↓↓↓

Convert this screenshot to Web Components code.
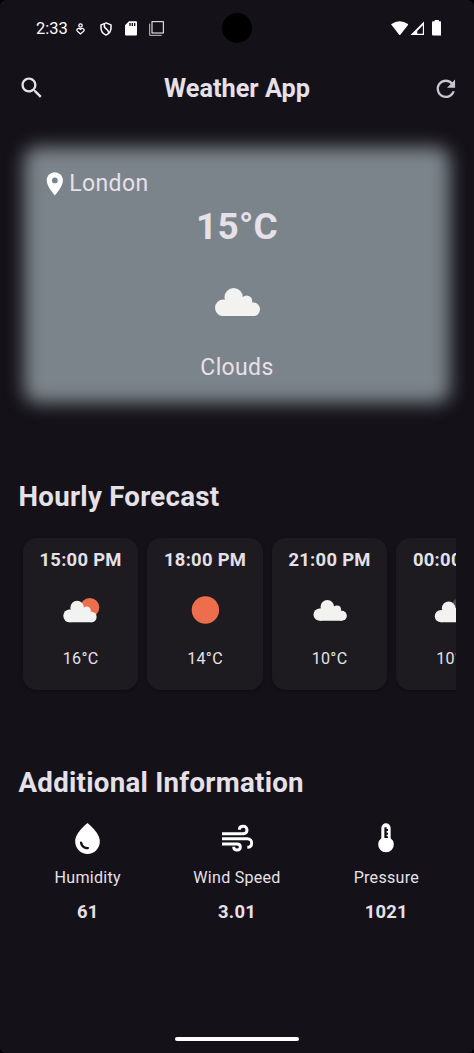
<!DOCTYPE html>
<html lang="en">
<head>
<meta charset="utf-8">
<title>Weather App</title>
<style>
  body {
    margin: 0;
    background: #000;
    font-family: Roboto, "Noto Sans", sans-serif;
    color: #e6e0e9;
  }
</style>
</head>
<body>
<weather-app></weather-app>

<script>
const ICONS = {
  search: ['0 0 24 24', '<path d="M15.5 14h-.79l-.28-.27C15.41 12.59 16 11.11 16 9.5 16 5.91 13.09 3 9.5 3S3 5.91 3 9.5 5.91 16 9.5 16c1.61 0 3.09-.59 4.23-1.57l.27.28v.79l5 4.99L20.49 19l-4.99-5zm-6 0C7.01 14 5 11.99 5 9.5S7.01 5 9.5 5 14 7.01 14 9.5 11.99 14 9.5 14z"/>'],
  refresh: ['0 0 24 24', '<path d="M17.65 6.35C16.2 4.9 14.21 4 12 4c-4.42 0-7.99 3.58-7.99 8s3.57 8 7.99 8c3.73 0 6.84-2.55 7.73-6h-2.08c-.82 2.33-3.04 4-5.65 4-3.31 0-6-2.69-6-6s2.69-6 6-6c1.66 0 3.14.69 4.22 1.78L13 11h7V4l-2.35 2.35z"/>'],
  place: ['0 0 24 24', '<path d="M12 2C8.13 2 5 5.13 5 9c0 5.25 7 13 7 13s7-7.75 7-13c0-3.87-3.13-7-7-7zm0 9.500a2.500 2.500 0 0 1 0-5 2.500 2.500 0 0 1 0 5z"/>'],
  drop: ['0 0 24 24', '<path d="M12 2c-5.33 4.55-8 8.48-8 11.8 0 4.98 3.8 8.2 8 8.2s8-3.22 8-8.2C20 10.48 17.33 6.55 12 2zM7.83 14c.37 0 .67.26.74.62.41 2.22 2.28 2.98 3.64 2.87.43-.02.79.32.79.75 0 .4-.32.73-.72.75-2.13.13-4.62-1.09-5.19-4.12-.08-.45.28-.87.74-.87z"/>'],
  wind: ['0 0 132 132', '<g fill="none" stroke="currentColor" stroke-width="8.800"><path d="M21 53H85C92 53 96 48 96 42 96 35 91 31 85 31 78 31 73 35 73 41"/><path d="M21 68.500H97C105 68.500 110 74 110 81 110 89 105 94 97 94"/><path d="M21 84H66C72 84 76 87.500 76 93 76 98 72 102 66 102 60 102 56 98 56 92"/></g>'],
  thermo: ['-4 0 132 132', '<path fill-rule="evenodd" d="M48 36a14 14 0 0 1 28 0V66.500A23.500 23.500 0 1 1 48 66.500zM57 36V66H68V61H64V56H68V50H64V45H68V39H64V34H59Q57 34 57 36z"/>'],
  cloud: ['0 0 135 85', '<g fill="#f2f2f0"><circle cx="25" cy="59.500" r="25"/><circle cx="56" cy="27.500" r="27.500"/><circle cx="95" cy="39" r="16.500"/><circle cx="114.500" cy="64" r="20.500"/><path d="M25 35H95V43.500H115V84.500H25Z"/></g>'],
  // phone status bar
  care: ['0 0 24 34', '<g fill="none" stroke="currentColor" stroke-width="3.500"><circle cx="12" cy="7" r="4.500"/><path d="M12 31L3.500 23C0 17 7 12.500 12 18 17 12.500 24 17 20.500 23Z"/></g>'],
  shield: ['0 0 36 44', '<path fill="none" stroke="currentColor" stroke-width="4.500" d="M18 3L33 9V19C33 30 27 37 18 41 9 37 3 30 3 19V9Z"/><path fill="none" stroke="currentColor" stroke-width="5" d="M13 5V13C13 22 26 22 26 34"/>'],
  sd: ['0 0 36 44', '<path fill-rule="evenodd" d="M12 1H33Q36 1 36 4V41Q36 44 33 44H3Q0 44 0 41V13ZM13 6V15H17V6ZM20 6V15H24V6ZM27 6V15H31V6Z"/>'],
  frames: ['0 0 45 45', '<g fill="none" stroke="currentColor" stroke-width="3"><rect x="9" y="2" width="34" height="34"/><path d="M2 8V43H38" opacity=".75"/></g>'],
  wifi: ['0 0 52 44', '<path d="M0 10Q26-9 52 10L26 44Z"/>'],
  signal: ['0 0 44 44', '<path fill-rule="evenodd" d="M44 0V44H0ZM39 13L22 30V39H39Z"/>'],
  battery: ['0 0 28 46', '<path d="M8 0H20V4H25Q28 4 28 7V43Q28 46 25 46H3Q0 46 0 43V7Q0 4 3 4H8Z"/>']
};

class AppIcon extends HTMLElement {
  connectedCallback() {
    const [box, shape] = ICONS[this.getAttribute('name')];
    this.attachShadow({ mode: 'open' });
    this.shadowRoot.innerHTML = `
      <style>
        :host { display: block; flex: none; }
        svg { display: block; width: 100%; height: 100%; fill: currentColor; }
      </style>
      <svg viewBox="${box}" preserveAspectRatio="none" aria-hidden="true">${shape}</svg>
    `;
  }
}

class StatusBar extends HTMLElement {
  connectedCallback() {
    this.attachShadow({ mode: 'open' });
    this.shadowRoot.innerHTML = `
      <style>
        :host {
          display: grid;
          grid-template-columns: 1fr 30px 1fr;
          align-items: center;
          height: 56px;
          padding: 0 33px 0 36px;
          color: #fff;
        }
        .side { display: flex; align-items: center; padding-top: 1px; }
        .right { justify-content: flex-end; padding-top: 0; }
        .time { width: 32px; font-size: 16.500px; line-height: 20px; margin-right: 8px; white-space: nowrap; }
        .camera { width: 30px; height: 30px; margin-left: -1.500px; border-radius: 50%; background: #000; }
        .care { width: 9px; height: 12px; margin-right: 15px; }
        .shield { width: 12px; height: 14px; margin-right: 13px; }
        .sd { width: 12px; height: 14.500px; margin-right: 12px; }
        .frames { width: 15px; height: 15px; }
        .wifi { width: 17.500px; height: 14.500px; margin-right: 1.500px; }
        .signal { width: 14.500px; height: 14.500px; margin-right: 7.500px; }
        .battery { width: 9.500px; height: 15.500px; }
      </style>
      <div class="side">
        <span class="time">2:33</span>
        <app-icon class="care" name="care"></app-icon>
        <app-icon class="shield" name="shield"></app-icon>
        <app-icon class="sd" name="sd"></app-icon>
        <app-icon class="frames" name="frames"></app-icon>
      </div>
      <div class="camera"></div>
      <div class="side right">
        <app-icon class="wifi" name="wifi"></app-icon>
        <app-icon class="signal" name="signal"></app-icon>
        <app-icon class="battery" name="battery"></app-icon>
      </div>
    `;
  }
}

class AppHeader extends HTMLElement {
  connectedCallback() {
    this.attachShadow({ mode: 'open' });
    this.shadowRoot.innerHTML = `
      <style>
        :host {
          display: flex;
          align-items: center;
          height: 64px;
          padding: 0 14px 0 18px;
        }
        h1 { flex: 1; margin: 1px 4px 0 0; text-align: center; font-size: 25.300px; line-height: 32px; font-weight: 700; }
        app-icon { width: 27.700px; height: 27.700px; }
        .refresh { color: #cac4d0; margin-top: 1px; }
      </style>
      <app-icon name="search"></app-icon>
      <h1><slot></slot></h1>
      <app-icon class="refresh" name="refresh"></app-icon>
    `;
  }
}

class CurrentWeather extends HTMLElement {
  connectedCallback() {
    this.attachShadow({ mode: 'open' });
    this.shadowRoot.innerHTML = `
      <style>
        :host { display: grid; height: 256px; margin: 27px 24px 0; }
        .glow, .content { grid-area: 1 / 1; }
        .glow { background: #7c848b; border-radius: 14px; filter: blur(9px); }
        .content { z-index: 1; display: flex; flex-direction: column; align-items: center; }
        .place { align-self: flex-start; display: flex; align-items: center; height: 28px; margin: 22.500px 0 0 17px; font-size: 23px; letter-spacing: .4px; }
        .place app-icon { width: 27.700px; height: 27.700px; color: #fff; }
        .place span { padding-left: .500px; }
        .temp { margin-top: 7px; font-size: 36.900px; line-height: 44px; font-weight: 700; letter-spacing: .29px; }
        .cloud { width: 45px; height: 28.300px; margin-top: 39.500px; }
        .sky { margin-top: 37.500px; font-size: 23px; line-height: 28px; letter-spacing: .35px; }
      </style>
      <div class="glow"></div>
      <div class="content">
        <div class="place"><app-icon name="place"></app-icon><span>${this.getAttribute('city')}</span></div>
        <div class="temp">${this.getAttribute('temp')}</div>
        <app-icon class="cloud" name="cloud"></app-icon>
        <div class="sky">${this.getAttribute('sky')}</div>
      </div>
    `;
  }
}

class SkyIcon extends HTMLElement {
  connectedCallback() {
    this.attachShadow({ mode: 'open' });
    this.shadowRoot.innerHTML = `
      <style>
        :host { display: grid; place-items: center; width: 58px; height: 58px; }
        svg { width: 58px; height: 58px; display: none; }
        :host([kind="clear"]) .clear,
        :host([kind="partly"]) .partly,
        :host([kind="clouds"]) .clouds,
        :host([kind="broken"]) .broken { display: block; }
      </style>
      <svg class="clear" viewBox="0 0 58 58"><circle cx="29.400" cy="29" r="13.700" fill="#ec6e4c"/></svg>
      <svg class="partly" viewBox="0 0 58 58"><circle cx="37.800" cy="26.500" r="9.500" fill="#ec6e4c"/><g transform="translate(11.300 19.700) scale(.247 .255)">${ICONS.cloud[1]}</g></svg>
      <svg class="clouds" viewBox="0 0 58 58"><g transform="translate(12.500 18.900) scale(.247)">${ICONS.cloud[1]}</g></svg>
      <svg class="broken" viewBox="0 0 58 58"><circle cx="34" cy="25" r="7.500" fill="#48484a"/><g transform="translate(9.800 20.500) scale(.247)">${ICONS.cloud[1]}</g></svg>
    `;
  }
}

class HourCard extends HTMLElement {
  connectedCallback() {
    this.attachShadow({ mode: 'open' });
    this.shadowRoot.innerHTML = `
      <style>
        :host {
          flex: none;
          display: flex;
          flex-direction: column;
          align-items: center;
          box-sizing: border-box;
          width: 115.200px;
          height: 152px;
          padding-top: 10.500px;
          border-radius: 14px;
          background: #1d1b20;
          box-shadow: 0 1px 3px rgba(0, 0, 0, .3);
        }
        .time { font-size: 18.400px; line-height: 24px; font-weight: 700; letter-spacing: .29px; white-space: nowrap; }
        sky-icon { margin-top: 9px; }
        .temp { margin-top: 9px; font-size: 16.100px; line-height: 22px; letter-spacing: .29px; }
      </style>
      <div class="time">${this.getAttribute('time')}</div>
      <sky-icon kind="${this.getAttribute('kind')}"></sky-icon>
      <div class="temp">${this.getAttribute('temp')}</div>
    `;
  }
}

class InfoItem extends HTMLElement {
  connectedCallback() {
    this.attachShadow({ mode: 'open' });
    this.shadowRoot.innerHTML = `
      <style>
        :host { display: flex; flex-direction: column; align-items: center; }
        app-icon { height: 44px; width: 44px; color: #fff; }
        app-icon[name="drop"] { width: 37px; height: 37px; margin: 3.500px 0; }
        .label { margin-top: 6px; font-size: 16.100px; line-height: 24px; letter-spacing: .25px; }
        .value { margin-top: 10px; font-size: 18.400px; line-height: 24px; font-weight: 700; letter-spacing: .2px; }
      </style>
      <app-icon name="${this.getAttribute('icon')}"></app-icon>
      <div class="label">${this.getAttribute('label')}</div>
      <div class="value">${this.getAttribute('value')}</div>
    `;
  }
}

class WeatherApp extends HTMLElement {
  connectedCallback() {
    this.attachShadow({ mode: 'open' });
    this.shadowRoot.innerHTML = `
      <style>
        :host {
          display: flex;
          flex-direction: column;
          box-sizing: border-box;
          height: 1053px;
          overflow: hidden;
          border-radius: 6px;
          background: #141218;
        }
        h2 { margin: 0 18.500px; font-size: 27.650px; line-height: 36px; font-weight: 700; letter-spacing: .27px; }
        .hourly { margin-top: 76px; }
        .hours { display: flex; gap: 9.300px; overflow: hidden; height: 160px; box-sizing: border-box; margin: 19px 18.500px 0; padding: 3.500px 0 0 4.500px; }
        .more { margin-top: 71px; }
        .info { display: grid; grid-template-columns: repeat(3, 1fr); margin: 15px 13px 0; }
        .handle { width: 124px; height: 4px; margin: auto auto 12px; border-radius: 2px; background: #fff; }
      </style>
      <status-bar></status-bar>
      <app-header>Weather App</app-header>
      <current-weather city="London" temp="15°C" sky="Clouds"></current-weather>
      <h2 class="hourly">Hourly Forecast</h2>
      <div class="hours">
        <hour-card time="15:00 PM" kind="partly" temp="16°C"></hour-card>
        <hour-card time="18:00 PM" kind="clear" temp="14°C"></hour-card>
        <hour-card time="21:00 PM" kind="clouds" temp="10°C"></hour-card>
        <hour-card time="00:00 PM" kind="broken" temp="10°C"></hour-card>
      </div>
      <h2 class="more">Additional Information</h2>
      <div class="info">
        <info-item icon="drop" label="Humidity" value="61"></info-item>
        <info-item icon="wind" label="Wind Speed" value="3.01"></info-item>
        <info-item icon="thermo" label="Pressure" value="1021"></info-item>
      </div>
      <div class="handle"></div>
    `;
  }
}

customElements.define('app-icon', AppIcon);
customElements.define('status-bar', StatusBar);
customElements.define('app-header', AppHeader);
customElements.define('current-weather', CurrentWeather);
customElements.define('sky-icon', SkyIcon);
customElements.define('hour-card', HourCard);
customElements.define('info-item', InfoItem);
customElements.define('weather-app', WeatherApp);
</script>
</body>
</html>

↑↑↑
↓↓↓

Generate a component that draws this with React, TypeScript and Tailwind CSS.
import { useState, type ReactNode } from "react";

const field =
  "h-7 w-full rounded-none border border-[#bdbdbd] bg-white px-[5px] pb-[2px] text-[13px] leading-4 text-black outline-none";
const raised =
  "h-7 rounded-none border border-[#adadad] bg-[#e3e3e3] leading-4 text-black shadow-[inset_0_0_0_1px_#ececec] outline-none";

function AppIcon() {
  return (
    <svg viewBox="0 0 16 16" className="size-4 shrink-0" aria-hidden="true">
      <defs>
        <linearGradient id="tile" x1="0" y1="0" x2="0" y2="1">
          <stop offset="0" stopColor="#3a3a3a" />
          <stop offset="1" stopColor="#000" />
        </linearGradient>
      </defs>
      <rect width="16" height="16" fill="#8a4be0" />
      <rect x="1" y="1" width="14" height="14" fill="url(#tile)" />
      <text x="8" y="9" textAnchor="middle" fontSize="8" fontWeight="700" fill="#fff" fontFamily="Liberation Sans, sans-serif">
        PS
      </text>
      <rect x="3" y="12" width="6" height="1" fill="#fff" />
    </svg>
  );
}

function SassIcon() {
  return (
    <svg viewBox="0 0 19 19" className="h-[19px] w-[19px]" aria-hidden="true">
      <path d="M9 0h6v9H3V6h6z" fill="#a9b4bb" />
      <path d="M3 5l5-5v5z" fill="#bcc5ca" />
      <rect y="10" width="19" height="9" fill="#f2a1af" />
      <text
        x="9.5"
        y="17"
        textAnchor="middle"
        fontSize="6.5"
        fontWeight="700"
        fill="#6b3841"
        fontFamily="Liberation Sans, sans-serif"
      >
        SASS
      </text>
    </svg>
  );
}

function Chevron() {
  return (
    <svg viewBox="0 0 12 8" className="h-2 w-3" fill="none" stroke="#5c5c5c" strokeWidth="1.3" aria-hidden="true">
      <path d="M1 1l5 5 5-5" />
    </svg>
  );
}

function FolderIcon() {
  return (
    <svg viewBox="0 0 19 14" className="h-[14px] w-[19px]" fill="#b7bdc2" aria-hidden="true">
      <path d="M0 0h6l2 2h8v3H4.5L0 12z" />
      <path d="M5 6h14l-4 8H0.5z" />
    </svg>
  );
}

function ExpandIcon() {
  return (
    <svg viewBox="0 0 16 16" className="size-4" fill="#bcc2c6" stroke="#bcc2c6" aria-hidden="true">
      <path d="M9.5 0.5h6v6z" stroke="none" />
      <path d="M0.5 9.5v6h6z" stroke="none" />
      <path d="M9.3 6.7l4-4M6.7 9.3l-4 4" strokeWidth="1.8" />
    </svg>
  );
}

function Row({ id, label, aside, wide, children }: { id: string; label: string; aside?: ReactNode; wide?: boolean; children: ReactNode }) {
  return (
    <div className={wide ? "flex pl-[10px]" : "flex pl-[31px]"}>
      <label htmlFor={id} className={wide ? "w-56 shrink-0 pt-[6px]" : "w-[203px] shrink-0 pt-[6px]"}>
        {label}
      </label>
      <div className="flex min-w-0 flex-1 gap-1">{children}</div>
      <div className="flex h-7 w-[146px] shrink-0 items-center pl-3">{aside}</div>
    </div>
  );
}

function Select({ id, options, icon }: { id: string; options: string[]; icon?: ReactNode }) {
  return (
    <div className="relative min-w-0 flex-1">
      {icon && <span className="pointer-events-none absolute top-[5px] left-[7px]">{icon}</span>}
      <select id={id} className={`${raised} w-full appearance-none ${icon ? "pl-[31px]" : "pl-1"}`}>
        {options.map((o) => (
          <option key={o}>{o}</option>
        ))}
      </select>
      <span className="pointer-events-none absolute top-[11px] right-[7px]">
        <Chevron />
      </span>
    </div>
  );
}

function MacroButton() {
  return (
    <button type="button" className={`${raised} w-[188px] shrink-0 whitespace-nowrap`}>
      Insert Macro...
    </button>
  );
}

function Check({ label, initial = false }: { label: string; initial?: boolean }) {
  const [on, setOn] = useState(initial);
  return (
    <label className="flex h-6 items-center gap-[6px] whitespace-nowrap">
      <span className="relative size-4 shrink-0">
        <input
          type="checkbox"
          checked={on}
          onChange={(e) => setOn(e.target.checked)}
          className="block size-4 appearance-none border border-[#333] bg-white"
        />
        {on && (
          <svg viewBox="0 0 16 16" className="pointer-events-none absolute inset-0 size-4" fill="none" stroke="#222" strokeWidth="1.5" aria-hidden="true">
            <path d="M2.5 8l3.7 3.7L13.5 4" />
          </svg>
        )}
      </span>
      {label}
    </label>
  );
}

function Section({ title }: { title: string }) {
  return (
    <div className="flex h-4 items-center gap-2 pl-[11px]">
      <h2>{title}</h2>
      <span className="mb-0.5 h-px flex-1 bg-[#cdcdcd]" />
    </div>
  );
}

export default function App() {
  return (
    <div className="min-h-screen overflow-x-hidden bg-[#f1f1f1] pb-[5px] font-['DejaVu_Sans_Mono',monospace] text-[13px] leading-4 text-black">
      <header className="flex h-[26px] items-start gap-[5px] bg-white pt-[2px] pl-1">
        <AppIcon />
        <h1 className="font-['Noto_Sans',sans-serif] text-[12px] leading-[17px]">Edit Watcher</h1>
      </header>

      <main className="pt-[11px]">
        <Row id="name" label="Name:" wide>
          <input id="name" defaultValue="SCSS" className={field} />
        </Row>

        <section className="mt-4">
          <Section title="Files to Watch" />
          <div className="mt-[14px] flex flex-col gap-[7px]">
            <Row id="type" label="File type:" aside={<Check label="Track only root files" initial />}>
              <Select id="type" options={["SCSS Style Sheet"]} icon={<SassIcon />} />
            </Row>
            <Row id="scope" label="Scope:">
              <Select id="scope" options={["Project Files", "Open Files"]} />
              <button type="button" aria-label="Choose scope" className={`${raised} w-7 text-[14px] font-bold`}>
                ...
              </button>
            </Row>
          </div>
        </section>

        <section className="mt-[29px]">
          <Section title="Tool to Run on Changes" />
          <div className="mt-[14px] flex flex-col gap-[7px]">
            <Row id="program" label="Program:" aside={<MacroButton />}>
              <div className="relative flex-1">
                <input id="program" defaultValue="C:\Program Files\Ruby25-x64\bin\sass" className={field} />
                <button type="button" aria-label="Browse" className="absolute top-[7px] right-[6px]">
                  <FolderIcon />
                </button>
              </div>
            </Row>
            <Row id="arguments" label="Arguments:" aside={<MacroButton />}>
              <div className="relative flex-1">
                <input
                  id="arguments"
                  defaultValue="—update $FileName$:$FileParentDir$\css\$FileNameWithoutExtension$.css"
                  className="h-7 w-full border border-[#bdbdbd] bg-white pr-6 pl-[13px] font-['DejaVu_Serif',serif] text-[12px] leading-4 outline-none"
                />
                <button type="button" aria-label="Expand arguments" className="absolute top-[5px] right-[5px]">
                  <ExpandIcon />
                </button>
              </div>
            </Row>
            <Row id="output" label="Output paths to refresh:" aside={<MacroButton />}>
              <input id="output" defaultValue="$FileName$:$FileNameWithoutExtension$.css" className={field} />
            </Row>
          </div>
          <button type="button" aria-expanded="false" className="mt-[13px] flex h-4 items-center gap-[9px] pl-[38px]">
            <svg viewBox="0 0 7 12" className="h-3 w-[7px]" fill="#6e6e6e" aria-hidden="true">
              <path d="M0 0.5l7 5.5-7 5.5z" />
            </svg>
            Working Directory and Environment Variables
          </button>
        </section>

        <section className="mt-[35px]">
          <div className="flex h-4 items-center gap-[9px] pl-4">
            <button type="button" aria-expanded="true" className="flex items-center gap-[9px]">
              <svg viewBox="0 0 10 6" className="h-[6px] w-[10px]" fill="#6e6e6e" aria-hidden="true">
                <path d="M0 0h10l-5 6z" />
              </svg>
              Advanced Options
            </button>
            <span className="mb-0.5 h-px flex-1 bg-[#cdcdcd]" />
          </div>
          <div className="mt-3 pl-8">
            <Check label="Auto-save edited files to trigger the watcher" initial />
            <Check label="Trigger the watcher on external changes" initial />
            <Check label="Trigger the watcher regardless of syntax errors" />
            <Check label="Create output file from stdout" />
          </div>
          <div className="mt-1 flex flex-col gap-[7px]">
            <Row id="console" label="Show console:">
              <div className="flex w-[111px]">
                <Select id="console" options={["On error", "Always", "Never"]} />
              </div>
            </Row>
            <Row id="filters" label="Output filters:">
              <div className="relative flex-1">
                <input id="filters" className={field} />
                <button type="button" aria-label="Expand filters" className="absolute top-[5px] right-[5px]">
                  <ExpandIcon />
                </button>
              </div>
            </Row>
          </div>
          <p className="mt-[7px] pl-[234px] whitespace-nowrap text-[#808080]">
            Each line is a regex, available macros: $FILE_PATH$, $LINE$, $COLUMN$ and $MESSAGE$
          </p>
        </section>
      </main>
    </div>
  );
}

↑↑↑
↓↓↓

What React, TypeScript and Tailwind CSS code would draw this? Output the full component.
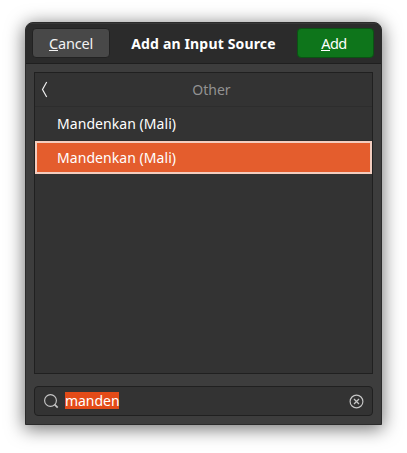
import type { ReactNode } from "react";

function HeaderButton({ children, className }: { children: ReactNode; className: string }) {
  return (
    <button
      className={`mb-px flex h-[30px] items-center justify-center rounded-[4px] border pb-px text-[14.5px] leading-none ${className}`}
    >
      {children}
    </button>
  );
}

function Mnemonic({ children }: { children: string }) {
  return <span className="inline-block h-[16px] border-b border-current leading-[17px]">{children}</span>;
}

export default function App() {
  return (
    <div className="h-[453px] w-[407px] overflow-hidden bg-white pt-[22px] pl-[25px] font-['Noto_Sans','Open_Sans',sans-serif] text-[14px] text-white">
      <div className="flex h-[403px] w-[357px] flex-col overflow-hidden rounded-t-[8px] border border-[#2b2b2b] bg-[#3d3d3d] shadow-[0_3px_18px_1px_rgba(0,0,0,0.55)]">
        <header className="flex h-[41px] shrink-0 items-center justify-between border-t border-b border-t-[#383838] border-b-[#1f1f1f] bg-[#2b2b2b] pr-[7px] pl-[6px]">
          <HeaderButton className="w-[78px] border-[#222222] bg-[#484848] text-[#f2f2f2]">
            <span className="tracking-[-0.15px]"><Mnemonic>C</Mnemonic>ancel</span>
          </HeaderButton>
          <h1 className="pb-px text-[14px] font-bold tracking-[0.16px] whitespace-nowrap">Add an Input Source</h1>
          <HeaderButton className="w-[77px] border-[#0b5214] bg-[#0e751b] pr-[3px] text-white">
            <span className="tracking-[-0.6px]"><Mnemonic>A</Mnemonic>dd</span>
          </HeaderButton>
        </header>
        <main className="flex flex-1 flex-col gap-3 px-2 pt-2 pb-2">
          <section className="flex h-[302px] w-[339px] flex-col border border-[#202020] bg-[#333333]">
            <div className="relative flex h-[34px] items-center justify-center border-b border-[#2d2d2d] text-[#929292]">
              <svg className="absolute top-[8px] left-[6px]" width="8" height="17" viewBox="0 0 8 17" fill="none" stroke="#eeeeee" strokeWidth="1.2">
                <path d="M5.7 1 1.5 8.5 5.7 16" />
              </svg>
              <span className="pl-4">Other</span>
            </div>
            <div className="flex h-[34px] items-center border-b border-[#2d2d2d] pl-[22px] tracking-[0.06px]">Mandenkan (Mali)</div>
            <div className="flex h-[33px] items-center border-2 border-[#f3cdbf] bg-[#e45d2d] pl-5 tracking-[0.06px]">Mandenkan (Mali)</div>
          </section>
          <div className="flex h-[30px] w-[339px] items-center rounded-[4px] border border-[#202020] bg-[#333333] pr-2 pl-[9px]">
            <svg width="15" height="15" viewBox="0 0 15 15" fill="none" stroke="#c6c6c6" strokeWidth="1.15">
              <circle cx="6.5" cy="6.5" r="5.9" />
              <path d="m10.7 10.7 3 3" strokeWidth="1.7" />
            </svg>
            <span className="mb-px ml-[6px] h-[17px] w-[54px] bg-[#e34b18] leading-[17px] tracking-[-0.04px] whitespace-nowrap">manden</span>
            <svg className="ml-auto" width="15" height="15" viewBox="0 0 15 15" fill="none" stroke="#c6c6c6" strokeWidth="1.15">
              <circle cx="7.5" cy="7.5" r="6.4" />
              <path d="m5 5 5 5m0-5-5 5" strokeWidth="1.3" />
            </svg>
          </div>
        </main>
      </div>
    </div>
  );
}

↑↑↑

What is asked ▸
Look above for the line with "Convert this screenshot" and the line with "<weather-app></weather-app>"; set down those two lines and all lines between them exactly, without pictures and without anything else.

Answer to this task ▸
Convert this screenshot to Web Components code.
<!DOCTYPE html>
<html lang="en">
<head>
<meta charset="utf-8">
<title>Weather App</title>
<style>
  body {
    margin: 0;
    background: #000;
    font-family: Roboto, "Noto Sans", sans-serif;
    color: #e6e0e9;
  }
</style>
</head>
<body>
<weather-app></weather-app>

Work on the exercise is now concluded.